Frage an Gustav Herzog von Volker U. bezüglich Soziale Sicherung
Sehr geehrter Herr Herzog,
der "Der Spiegel"-Ausgabe vom 24.3.2018 S. 27 konnte ich entnehmen, daß führende Sozialdemokraten sich massiv für eine Abschaffung der Hartz IV-Gesetze (von einer SPD geführten Regierung unter Kanzler Schröder eingeführt) aussprechen. Karl Lauterbach verbindet damit sogar eine erheblich verkürzte Lebensdauer der davon Betroffenen. Im SWR-Videotext von heute ist zu lesen, dass die rheinland-pfälzische Ministerpräsidentin und stv. SPD-Vorsitzende Malu Dreyer eine Abschaffung ebenfalls für möglich hält. Dazu meine Frage, sind Sie für oder gegen die Abschaffung von Hartz IV? Herzlichen Dank für Ihre Antwort.
Sehr geehrter Herr U.,
besten Dank für Ihre Frage zur Debatte innerhalb der SPD um die Zukunft von „Hartz IV“.
Die Überlegungen zur Zusammenführung von der Sozialhilfe aus Steuermitteln und der Arbeitslosenhilfe – ebenfalls aus Steuermitteln – im Rahmen der Agenda 2010 waren von dem Ziel „Fördern und Fordern“ geprägt. Damals ging es auch darum, die vielfach mit Einzelfallprüfung und -bewilligung verbundene Sozialhilfe zu entbürokratisieren und alle Zusatzleistungen im Grundsicherungsbetrag zu summieren. Eine ursprüngliche Konzeption der „Hartz“-Kommission konnte aufgrund der Unions-FDP-Mehrheit im Bundesrat nicht realisiert werden.
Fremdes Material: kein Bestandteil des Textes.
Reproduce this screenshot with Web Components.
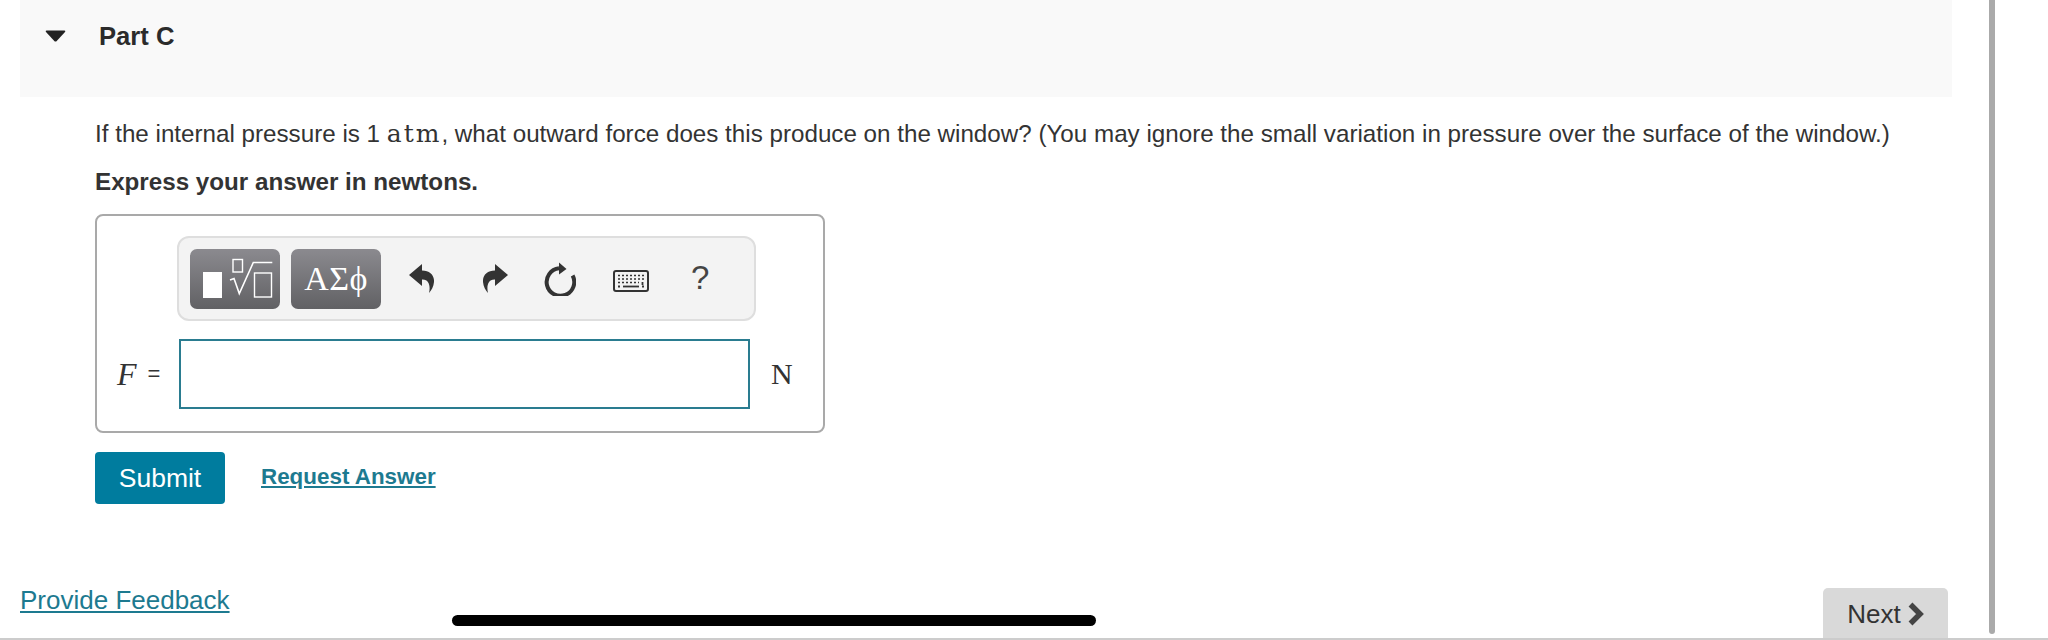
<!DOCTYPE html>
<html>
<head>
<meta charset="utf-8">
<style>
    html, body { margin: 0; padding: 0; background: #fff; }
    body { font-family: "Liberation Sans", Arial, sans-serif; color: #333; overflow: hidden; }
</style>
</head>
<body>
<part-page>
    <part-header slot="header">Part C</part-header>
    <p slot="question">If the internal pressure is 1 <math-text>atm</math-text>, what outward force does this produce on the window? (You may ignore the small variation in pressure over the surface of the window.)</p>
    <span slot="hint">Express your answer in newtons.</span>
    <answer-box slot="answer" label="F" unit="N"></answer-box>
    <submit-row slot="actions"></submit-row>
    <page-footer slot="footer"></page-footer>
</part-page>

<script>
class PartPage extends HTMLElement {
    constructor() {
        super();
        this.attachShadow({mode: 'open'}).innerHTML = `
        <style>
            :host { display: block; position: relative; width: 2048px; height: 640px; overflow: hidden; box-sizing: border-box; border-bottom: 2px solid #ccc; }
            .wrap { display: flex; flex-direction: column; height: 100%; }
            .body { padding: 0 0 0 95px; display: flex; flex-direction: column; }
            .question { height: 46px; margin-top: 13px; display: flex; align-items: center; font-size: 24.2px; color: #333; }
            ::slotted(p) { margin: 0; white-space: nowrap; }
            .hint { font-size: 24.2px; font-weight: bold; color: #333; margin-top: 9px; height: 34px; line-height: 34px; }
            .answer { margin-top: 15px; }
            .actions { margin-top: 19px; }
            .foot { margin-top: auto; }
            .scrollbar { position: absolute; left: 1989px; top: 0; width: 6px; height: 634px; background: #aaa; border-radius: 0 0 3px 3px; }
            .home { position: absolute; left: 452px; top: 615px; width: 644px; height: 11px; background: #000; border-radius: 6px; }
        </style>
        <div class="wrap">
            <slot name="header"></slot>
            <div class="body">
                <div class="question"><slot name="question"></slot></div>
                <div class="hint"><slot name="hint"></slot></div>
                <div class="answer"><slot name="answer"></slot></div>
                <div class="actions"><slot name="actions"></slot></div>
            </div>
            <div class="foot"><slot name="footer"></slot></div>
        </div>
        <div class="scrollbar"></div>
        <div class="home"></div>
        `;
    }
}

class PartHeader extends HTMLElement {
    constructor() {
        super();
        this.attachShadow({mode: 'open'}).innerHTML = `
        <style>
            :host { display: block; margin-left: 20px; width: 1932px; height: 97px; background: #f9f9f9; box-sizing: border-box; padding: 18px 0 0 25px; }
            .row { display: flex; align-items: center; height: 36px; }
            svg { width: 21px; height: 12px; margin-right: 33px; margin-top: -1px; }
            .title { font-size: 25.6px; font-weight: bold; color: #2b2b2b; }
        </style>
        <div class="row">
            <svg viewBox="0 0 21 12"><path d="M1.5 0.5 H19.5 Q21 0.5 20 2 L11.5 11.2 Q10.5 12 9.5 11.2 L1 2 Q0 0.5 1.5 0.5 Z" fill="#222"/></svg>
            <span class="title"><slot></slot></span>
        </div>
        `;
    }
}

class MathText extends HTMLElement {
    constructor() {
        super();
        // no whitespace round the slot, it would show up before the comma
        this.attachShadow({mode: 'open'}).innerHTML = `<style>
            :host { display: inline; font-family: "DejaVu Serif", "Liberation Serif", serif; font-size: 25px; letter-spacing: 2px; color: #333; }
        </style><slot></slot>`;
    }
}

class MathToolbar extends HTMLElement {
    constructor() {
        super();
        this.attachShadow({mode: 'open'}).innerHTML = `
        <style>
            :host { display: flex; align-items: center; width: 579px; height: 85px; box-sizing: border-box; background: #f3f3f3; border: 2px solid #dedede; border-radius: 12px; padding: 0 0 0 11px; }
            .tpl { width: 90px; height: 60px; border-radius: 7px; background: linear-gradient(#8b8a8f, #616164); display: flex; align-items: center; justify-content: center; flex: none; }
            .tpl + .tpl { margin-left: 11px; }
            .tpl svg { display: block; }
            .greek { color: #fff; font-family: "Liberation Serif", "Times New Roman", serif; font-size: 34px; letter-spacing: 0.5px; }
            svg.ic { flex: none; display: block; }
            .undo { margin-left: 28px; }
            .redo { margin-left: 49px; }
            .reload { margin-left: 36px; margin-top: 1px; }
            .keys { margin-left: 37px; margin-top: 5px; }
            .help { margin-left: 42px; font-size: 33px; color: #444; line-height: 1; margin-top: -2px; }
        </style>
        <div class="tpl">
            <svg width="90" height="60" viewBox="0 0 90 60" fill="none" stroke="#fff">
                <rect x="13" y="23" width="19" height="26" fill="#fff" stroke="none"/>
                <rect x="43" y="10.5" width="9.5" height="12.5" stroke-width="1.4"/>
                <path d="M40 31 L44 29.5 L49.3 44.5 L63.3 13.5 H82.3" stroke-width="1.6"/>
                <rect x="64.5" y="24" width="17" height="24" stroke-width="1.4"/>
            </svg>
        </div>
        <div class="tpl"><span class="greek">ΑΣϕ</span></div>
        <svg class="ic undo" width="25" height="29" viewBox="0 0 25 29"><path d="M0 11 L13 0 V6.5 C21 6.5 25.5 11.5 25 18 C24.6 22.5 22.5 26.5 20 29 C21.5 23 20.5 15 13 15.5 V22 Z" fill="#333"/></svg>
        <svg class="ic redo" width="25" height="29" viewBox="0 0 25 29"><path d="M25 11 L12 0 V6.5 C4 6.5 -0.5 11.5 0 18 C0.4 22.5 2.5 26.5 5 29 C3.5 23 4.5 15 12 15.5 V22 Z" fill="#333"/></svg>
        <svg class="ic reload" width="32" height="34" viewBox="0 0 32 34" fill="none"><path d="M28.6 13.5 A13.8 13.8 0 1 1 15 6.3" stroke="#333" stroke-width="4"/><path d="M15 0.5 L22.5 7 L15 12.5 Z" fill="#333"/></svg>
        <svg class="ic keys" width="36" height="22" viewBox="0 0 36 22">
            <rect x="1" y="1" width="34" height="20" rx="2" fill="#f3f3f3" stroke="#333" stroke-width="2"/>
            <path d="M5 5.5 H31 M5 9 H31 M5 12.5 H26" stroke="#333" stroke-width="1.6" stroke-dasharray="2 2" fill="none"/>
            <path d="M10 16.5 H26" stroke="#333" stroke-width="1.8" fill="none"/>
            <path d="M5 16.5 H7 M29 16.5 H31 M29.5 12 V15" stroke="#333" stroke-width="1.8" fill="none"/>
        </svg>
        <span class="help">?</span>
        `;
    }
}

class AnswerBox extends HTMLElement {
    constructor() {
        super();
        const label = this.getAttribute('label');
        const unit = this.getAttribute('unit');
        this.attachShadow({mode: 'open'}).innerHTML = `
        <style>
            :host { display: block; width: 730px; height: 219px; box-sizing: border-box; border: 2px solid #a9a9a9; border-radius: 8px; padding: 20px 0 0 0; background: #fff; }
            .bar { margin-left: 80px; }
            .row { display: flex; align-items: center; margin-top: 18px; }
            .label { width: 81px; box-sizing: border-box; padding-left: 20px; display: flex; align-items: center; white-space: nowrap; color: #333; }
            .label i { font-family: "Liberation Serif", "Times New Roman", serif; font-size: 32px; }
            .label span { font-size: 22px; margin-left: 11px; }
            input { width: 571px; height: 70px; box-sizing: border-box; border: 2px solid #2a7c90; background: #fff; outline: none; margin: 0 0 0 1px; padding: 0 8px; }
            .unit { margin-left: 21px; font-family: "Liberation Serif", "Times New Roman", serif; font-size: 30px; color: #333; }
        </style>
        <math-toolbar class="bar"></math-toolbar>
        <div class="row">
            <div class="label"><i>${label}</i><span>=</span></div>
            <input type="text">
            <span class="unit">${unit}</span>
        </div>
        `;
    }
}

class SubmitRow extends HTMLElement {
    constructor() {
        super();
        this.attachShadow({mode: 'open'}).innerHTML = `
        <style>
            :host { display: flex; align-items: center; }
            button { width: 130px; height: 52px; border: 0; border-radius: 4px; background: #007c9e; color: #fff; font: 26.5px "Liberation Sans", Arial, sans-serif; padding: 0; }
            a { margin-left: 36px; margin-top: -3px; color: #1d7a90; font-size: 22.4px; font-weight: bold; text-decoration: underline; }
        </style>
        <button>Submit</button>
        <a href="#">Request Answer</a>
        `;
    }
}

class PageFooter extends HTMLElement {
    constructor() {
        super();
        this.attachShadow({mode: 'open'}).innerHTML = `
        <style>
            :host { display: flex; justify-content: space-between; align-items: flex-start; padding: 0 100px 0 20px; height: 50px; }
            a { color: #1d7a90; font-size: 26px; text-decoration: underline; margin-top: -3px; }
            button { width: 125px; height: 50px; margin-top: 0; border: 0; border-radius: 5px 5px 0 0; background: #d9d9d9; color: #333; font: 26px "Liberation Sans", Arial, sans-serif; padding: 2px 0 0; display: flex; align-items: center; justify-content: center; gap: 6px; }
            svg { display: block; }
        </style>
        <a href="#">Provide Feedback</a>
        <button>Next <svg width="17" height="24" viewBox="0 0 17 24"><path d="M3.5 2.5 L13 12 L3.5 21.5" fill="none" stroke="#444" stroke-width="5.5"/></svg></button>
        `;
    }
}

customElements.define('part-page', PartPage);
customElements.define('part-header', PartHeader);
customElements.define('math-text', MathText);
customElements.define('math-toolbar', MathToolbar);
customElements.define('answer-box', AnswerBox);
customElements.define('submit-row', SubmitRow);
customElements.define('page-footer', PageFooter);
</script>
</body>
</html>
In den 15 Jahren des „Hartz IV“-Systems hat es eine ganze Reihe von Reformen gegeben, sowohl durch die Politik, als auch durch Gerichtsentscheidungen. Die Reformdebatte ist deshalb nicht grundsätzlich neu, aber intensiver durch die Einbeziehung von Überlegungen zu einem „Bedingungslosen Grundeinkommen“ (BGE) oder eines „Solidarischen Grundeinkommens“.
Auch steht für mich außer Frage, dass es beispielsweise groteske bürokratische Erscheinungen sind, wenn Bescheide 40 oder mehr Seiten für geringfügige finanzielle Veränderungen umfassen. Es gibt also verschiedene „Baustellen“, die in Bezug auf „Hartz IV“ angegangen werden sollten.
Aber: Die ganze Debatte innerhalb der SPD sollte sich nicht in einer für niemanden hilfreichen „Vergangenheitsbewältigung“ verlieren. Es geht doch eher darum, bei einer fachkräftenachfragenden, florierenden Wirtschaft zu analysieren, warum wir noch immer hunderttausende Langzeitarbeitslose haben. Hinzu kommt, dass es Menschen gibt, die auf dem 1. Arbeitsmarkt aufgrund von persönlichen Einschränkungen nicht vermittelbar sind. Aber auch sie haben nach meiner Einstellung das Recht auf eine würdige, unbefristete Beschäftigung. Die 150.000 Stellen in einem „sozialen Arbeitsmarkt“ sind ein erster Schritt, den die SPD gegen den Willen der Union im Koalitionsvertrag festgeschrieben hat.
Wir müssen uns die weiteren Hemmnisse genauer anschauen. Sind es mangelnde Betreuungsmöglichkeiten für Kinder und zu pflegende Angehörige? Fehlen Schulabschlüsse und Berufsausbildung? Müssen gezielt Weiterbildung und Zusatzqualifikationen angeboten werden? Sind die Verkehrsangebote unzureichend?
Das „Fördern“ muss im Hinblick auf die Herausforderungen der Zukunft (Stichwort Digitalisierung) neu gedacht werden. Dazu lade ich Sie herzlich ein!